Holding — Seybert, J.
- The United States District Court for the Eastern District of New York held that Lewis's complaint was sufficient to survive the motion to dismiss.
Rule
- A furnisher of information under the Fair Credit Reporting Act may be liable for negligence if it fails to adequately investigate and report inaccuracies in credit reporting.
Reasoning
- The United States District Court reasoned that Lewis's allegations fell under the Fair Credit Reporting Act (FCRA), which permits claims for negligent violations of credit reporting rules.
- The court noted that while the bank argued that Lewis's negligence claim was preempted by the FCRA and that it owed no duty of care, the complaint sufficiently stated a claim under Section 1681s-2(b) of the FCRA.
- The court explained that a furnisher of information, like Wells Fargo, is obligated to investigate disputes regarding credit reporting and that the selective information reported, in light of the retroactive forbearance, could be deemed misleading.
- The court found that there were factual questions regarding the accuracy of the bank's reporting and declined to consider other arguments for dismissal, allowing Lewis the opportunity to amend his complaint.
Deep Dive: How the Court Reached Its Decision
Court's Analysis of the Fair Credit Reporting Act
The court analyzed whether Maurice Gerard Lewis's claims against Wells Fargo Bank fell within the purview of the Fair Credit Reporting Act (FCRA). It determined that the FCRA allows for claims asserting negligent violations related to credit reporting inaccuracies. The court recognized the bank's argument that Lewis's negligence claim was preempted by the FCRA and contended that it owed no duty of care to him. However, it found that Lewis's complaint adequately stated a claim under Section 1681s-2(b) of the FCRA, indicating that a furnisher of information, such as Wells Fargo, has an obligation to investigate disputes regarding credit reporting. The court emphasized that the bank's selective reporting, particularly in light of the retroactive forbearance, could potentially be misleading, thus warranting further examination.

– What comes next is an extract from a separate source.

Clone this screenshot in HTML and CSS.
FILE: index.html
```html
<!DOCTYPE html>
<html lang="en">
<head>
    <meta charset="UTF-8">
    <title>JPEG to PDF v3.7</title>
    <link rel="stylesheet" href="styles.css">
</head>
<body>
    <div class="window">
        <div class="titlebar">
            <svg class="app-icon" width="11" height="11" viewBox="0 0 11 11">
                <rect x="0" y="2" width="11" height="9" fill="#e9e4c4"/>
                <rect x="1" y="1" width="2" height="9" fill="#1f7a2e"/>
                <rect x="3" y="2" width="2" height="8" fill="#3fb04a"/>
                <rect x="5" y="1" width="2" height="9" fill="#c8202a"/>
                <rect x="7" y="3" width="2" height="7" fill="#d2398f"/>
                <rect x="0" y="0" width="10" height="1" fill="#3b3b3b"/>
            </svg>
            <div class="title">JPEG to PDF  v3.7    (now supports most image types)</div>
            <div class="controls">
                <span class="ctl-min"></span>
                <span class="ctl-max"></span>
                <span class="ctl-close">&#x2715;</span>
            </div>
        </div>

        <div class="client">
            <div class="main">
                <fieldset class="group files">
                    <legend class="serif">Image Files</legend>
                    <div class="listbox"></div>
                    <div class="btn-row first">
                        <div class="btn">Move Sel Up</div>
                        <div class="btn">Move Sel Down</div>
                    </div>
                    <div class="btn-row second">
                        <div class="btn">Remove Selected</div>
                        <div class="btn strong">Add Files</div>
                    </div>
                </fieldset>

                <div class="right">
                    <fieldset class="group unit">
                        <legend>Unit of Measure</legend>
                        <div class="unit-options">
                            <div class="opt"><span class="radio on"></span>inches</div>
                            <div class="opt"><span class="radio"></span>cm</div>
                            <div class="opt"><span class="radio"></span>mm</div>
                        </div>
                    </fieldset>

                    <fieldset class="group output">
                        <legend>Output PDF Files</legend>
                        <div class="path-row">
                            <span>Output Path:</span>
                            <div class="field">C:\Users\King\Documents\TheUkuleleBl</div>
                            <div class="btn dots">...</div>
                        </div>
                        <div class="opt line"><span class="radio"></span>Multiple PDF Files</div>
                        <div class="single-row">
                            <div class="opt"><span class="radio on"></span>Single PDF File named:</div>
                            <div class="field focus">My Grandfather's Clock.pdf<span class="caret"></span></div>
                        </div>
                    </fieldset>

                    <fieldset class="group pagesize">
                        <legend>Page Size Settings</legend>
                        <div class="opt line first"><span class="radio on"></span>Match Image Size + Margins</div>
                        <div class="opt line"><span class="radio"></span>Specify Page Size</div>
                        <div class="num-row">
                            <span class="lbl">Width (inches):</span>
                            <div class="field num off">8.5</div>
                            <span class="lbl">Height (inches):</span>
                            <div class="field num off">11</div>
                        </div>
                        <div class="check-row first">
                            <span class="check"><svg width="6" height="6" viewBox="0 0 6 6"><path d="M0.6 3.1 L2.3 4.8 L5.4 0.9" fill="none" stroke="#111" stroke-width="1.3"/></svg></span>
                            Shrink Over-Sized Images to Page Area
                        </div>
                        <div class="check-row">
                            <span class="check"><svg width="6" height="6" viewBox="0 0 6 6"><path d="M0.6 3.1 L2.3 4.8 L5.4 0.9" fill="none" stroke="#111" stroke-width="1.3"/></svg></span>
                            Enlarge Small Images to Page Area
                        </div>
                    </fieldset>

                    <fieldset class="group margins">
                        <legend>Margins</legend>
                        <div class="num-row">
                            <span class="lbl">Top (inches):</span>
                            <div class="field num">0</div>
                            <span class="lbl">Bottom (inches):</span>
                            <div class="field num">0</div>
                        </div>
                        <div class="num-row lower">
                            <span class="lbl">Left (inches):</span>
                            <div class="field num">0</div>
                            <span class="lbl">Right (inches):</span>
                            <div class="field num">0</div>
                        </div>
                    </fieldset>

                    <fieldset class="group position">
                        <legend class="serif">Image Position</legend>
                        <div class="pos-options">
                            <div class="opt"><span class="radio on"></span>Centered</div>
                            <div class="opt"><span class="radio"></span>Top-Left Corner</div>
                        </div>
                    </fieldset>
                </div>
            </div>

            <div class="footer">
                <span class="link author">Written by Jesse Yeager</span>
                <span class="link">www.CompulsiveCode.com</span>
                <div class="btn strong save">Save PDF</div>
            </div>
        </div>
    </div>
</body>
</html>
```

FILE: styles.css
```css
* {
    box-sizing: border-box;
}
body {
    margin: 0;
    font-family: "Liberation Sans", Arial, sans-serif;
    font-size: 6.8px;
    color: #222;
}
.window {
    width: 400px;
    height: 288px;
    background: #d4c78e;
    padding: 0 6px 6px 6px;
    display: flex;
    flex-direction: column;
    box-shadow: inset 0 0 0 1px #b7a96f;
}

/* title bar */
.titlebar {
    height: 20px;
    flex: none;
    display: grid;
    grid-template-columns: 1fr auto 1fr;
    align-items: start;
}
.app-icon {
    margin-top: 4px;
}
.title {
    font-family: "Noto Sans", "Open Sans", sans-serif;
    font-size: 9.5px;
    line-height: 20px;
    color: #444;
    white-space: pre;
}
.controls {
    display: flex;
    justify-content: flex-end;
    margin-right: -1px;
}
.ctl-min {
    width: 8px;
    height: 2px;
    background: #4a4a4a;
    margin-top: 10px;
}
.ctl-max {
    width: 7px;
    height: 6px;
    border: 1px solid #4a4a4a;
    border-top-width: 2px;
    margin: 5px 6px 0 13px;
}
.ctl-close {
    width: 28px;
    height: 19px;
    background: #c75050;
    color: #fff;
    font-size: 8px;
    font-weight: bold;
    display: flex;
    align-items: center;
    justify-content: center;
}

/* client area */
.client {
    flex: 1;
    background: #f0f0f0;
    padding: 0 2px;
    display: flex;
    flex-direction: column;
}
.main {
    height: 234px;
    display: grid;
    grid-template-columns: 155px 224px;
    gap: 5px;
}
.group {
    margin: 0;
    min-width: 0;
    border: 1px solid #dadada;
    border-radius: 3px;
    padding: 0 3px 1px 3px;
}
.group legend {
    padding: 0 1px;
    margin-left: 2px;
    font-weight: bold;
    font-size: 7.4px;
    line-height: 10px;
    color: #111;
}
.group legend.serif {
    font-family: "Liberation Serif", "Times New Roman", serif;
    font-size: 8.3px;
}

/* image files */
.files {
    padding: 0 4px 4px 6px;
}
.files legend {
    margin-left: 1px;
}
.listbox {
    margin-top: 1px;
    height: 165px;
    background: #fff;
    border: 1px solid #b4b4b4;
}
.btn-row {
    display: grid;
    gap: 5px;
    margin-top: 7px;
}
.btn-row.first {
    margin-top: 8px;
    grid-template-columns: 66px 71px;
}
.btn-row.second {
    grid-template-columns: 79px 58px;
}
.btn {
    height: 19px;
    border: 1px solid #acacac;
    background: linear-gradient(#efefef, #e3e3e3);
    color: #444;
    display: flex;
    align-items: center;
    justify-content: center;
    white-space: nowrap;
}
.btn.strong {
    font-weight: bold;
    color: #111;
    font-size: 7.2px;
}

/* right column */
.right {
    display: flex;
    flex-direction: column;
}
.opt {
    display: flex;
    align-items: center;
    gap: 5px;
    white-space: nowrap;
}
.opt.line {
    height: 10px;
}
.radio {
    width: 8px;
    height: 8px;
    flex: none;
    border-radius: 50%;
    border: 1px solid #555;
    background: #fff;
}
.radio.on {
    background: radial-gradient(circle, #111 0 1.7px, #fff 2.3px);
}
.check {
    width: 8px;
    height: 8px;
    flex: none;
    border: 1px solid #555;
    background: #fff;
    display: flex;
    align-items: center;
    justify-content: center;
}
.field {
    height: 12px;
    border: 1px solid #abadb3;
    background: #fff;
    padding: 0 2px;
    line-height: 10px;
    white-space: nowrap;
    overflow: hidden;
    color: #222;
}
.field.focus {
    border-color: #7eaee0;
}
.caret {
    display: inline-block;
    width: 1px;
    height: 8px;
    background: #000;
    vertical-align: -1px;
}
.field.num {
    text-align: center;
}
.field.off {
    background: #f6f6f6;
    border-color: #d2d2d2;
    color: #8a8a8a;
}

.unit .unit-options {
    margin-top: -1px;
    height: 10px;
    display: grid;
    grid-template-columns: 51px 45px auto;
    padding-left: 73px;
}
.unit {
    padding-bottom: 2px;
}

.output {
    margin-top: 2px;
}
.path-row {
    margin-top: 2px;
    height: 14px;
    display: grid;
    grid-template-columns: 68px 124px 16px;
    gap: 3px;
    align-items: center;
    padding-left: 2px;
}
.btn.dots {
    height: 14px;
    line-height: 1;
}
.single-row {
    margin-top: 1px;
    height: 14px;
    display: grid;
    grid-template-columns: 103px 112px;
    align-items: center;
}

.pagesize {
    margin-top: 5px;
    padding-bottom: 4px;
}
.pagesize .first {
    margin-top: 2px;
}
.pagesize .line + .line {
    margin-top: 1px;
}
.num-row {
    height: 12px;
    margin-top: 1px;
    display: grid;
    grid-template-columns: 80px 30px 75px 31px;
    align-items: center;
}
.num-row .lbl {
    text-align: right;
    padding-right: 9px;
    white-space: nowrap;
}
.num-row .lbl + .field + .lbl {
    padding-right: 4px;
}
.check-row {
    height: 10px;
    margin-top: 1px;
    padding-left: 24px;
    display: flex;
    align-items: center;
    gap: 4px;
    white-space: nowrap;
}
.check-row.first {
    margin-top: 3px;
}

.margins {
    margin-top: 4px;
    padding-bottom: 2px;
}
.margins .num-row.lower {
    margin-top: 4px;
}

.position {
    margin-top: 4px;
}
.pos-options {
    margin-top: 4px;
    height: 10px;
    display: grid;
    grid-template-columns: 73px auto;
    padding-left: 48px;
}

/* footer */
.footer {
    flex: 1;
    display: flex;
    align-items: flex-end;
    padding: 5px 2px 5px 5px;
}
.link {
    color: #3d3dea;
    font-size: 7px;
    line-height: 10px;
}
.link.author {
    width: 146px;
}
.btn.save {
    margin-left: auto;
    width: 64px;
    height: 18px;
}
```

This led the court to conclude that factual questions existed regarding the accuracy and completeness of the bank's reporting practices.
Legal Standards for Furnishers of Information
The court elucidated the legal responsibilities of furnishers of information under the FCRA, specifically focusing on their duty to conduct reasonable investigations when disputes arise. It noted that furnishers are not required to delete disputed accounts upon receiving a notice of dispute, but they must conduct an investigation and report the findings. The court referenced the “materially misleading” standard, which allows recovery even when information is technically accurate but presented in a way that is misleading to potential creditors. This standard emphasizes that the context of the information can significantly impact how it is perceived by third parties, such as credit reporting agencies. The court indicated that reporting information that is accurate in a narrow sense could still be misleading if it fails to provide a complete picture of the debtor's situation.

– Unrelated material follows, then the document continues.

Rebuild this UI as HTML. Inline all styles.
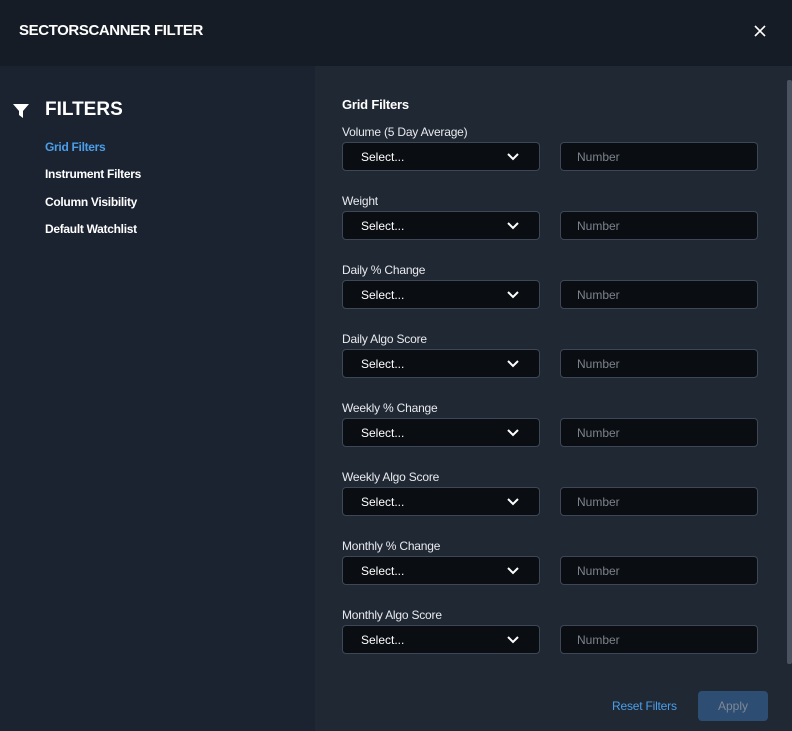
<!DOCTYPE html>
<html><head><style>
*{box-sizing:border-box;margin:0;padding:0}
body{width:792px;height:731px;overflow:hidden;font-family:"Liberation Sans",sans-serif;background:#202834;position:relative;color:#fff}
.hdr{position:absolute;left:0;top:0;width:792px;height:66px;background:#161c26}
.hdr h1{position:absolute;left:19px;top:22px;font-size:15px;font-weight:bold;letter-spacing:-0.4px}
.x{position:absolute;left:753px;top:24px}
.left{position:absolute;left:0;top:66px;width:315px;height:665px;background:#1b2230}
.ft{position:absolute;left:45px;top:33px;font-size:19px;font-weight:bold}
.fi{position:absolute;left:13px;top:37px}
.nav{position:absolute;left:45px;font-size:12px;font-weight:bold;letter-spacing:-0.3px}
.gt{position:absolute;left:342px;top:97px;font-size:13px;font-weight:bold;letter-spacing:-0.2px}
.lbl{position:absolute;left:342px;font-size:12px;color:#e8eaee;letter-spacing:-0.2px}
.sel,.num{position:absolute;height:29px;width:198px;background:#0a0d12;border:1px solid #3e4756;border-radius:4px;font-size:12px}
.sel{left:342px;padding:7px 0 0 18px;color:#fff}
.num{left:560px;padding:7px 0 0 16px;color:#7d838c}
.sel svg{position:absolute;left:164px;top:10px}
.sb{position:absolute;left:787px;top:80px;width:5px;height:584px;background:#4b5361;border-radius:2px}
.reset{position:absolute;left:612px;top:699px;font-size:12px;color:#4a9ee8;letter-spacing:-0.2px}
.apply{position:absolute;left:698px;top:691px;width:70px;height:30px;background:#2e4d73;border-radius:4px;color:#7d8896;font-size:12px;text-align:center;line-height:30px}
</style></head><body>
<div class="hdr"><h1>SECTORSCANNER FILTER</h1>
<svg class="x" width="14" height="14" viewBox="0 0 14 14"><path d="M2 2L12 12M12 2L2 12" stroke="#fff" stroke-width="1.6"/></svg></div>
<div class="left">
<svg class="fi" width="16" height="16" viewBox="0 0 16 16"><path d="M0 1H16L10 8V15L6 12V8Z" fill="#fff"/></svg>
<div class="ft">FILTERS</div>
<div class="nav" style="top:74px;color:#4a9ee8">Grid Filters</div>
<div class="nav" style="top:101px">Instrument Filters</div>
<div class="nav" style="top:129px">Column Visibility</div>
<div class="nav" style="top:156px">Default Watchlist</div>
</div>
<div class="gt">Grid Filters</div>
<div class="lbl" style="top:125px">Volume (5 Day Average)</div>
<div class="sel" style="top:142px">Select...<svg width="12" height="8" viewBox="0 0 12 8"><path d="M1 1L6 6L11 1" stroke="#fff" stroke-width="2" fill="none"/></svg></div><div class="num" style="top:142px">Number</div>
<div class="lbl" style="top:194px">Weight</div>
<div class="sel" style="top:211px">Select...<svg width="12" height="8" viewBox="0 0 12 8"><path d="M1 1L6 6L11 1" stroke="#fff" stroke-width="2" fill="none"/></svg></div><div class="num" style="top:211px">Number</div>
<div class="lbl" style="top:263px">Daily % Change</div>
<div class="sel" style="top:280px">Select...<svg width="12" height="8" viewBox="0 0 12 8"><path d="M1 1L6 6L11 1" stroke="#fff" stroke-width="2" fill="none"/></svg></div><div class="num" style="top:280px">Number</div>
<div class="lbl" style="top:332px">Daily Algo Score</div>
<div class="sel" style="top:349px">Select...<svg width="12" height="8" viewBox="0 0 12 8"><path d="M1 1L6 6L11 1" stroke="#fff" stroke-width="2" fill="none"/></svg></div><div class="num" style="top:349px">Number</div>
<div class="lbl" style="top:401px">Weekly % Change</div>
<div class="sel" style="top:418px">Select...<svg width="12" height="8" viewBox="0 0 12 8"><path d="M1 1L6 6L11 1" stroke="#fff" stroke-width="2" fill="none"/></svg></div><div class="num" style="top:418px">Number</div>
<div class="lbl" style="top:470px">Weekly Algo Score</div>
<div class="sel" style="top:487px">Select...<svg width="12" height="8" viewBox="0 0 12 8"><path d="M1 1L6 6L11 1" stroke="#fff" stroke-width="2" fill="none"/></svg></div><div class="num" style="top:487px">Number</div>
<div class="lbl" style="top:539px">Monthly % Change</div>
<div class="sel" style="top:556px">Select...<svg width="12" height="8" viewBox="0 0 12 8"><path d="M1 1L6 6L11 1" stroke="#fff" stroke-width="2" fill="none"/></svg></div><div class="num" style="top:556px">Number</div>
<div class="lbl" style="top:608px">Monthly Algo Score</div>
<div class="sel" style="top:625px">Select...<svg width="12" height="8" viewBox="0 0 12 8"><path d="M1 1L6 6L11 1" stroke="#fff" stroke-width="2" fill="none"/></svg></div><div class="num" style="top:625px">Number</div>
<div class="sb"></div>
<div class="reset">Reset Filters</div>
<div class="apply">Apply</div>
</body></html>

Plaintiff's Allegations and Supporting Evidence
The court evaluated the specific allegations made by Lewis regarding the bank's credit reporting practices and the evidence he provided in his complaint. Lewis claimed that the bank reported late payments for September, October, and November 2019, despite later granting a retroactive forbearance that covered the disputed periods. The court recognized that while the bank maintained its reporting was technically accurate, the selective nature of the information reported could be misleading given the context of the forbearance. It highlighted that Lewis's complaint included attachments that provided insight into his interactions with the bank and other entities regarding the inaccuracies in reporting. This documentation supported his claims and suggested the bank might not have fulfilled its investigation obligations under the FCRA.

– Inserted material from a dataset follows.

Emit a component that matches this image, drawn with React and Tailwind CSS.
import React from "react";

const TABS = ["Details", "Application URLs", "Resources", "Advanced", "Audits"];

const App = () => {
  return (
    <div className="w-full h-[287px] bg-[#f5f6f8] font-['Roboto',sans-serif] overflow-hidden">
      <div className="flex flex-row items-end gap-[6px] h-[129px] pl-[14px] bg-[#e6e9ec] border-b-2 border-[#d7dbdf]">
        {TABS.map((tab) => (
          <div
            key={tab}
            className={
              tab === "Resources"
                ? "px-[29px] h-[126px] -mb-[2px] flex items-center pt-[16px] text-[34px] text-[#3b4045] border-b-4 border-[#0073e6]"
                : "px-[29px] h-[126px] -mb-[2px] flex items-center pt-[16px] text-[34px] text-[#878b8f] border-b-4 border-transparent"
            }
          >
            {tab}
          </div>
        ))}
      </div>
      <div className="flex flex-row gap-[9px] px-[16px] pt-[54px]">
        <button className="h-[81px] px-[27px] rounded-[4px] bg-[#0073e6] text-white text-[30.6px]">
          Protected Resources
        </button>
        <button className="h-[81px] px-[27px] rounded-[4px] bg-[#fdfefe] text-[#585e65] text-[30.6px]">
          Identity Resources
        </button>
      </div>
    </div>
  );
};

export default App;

Court's Conclusion on the Motion to Dismiss
Ultimately, the court concluded that Lewis's allegations were sufficient to withstand the bank's motion to dismiss. It determined that the factual disputes regarding the accuracy of the bank's credit reporting warranted further exploration rather than immediate dismissal. The court reasoned that the selective reporting of the disputed payment, combined with the context of the retroactive forbearance, raised questions about whether the bank's actions constituted a violation of the FCRA. The court decided not to address the bank's additional arguments for dismissal since the first argument concerning the FCRA was sufficient to allow the case to proceed. Furthermore, it provided Lewis with the opportunity to amend his complaint, reflecting the court's inclination to grant pro se litigants leeway in presenting their claims.
Opportunity for Amendment
The court granted Lewis the opportunity to amend his complaint to include all necessary elements of a claim under Section 1681s-2(b) of the FCRA. It emphasized that pro se complaints should not be dismissed without allowing at least one chance to amend, particularly when there is an indication that a valid claim may exist. The court instructed Lewis that the amended complaint would need to supersede the original complaint entirely, thereby ensuring that he could clarify his allegations and legal claims moving forward. This approach underscored the court’s commitment to ensuring that litigants without legal representation have a fair opportunity to pursue their claims effectively.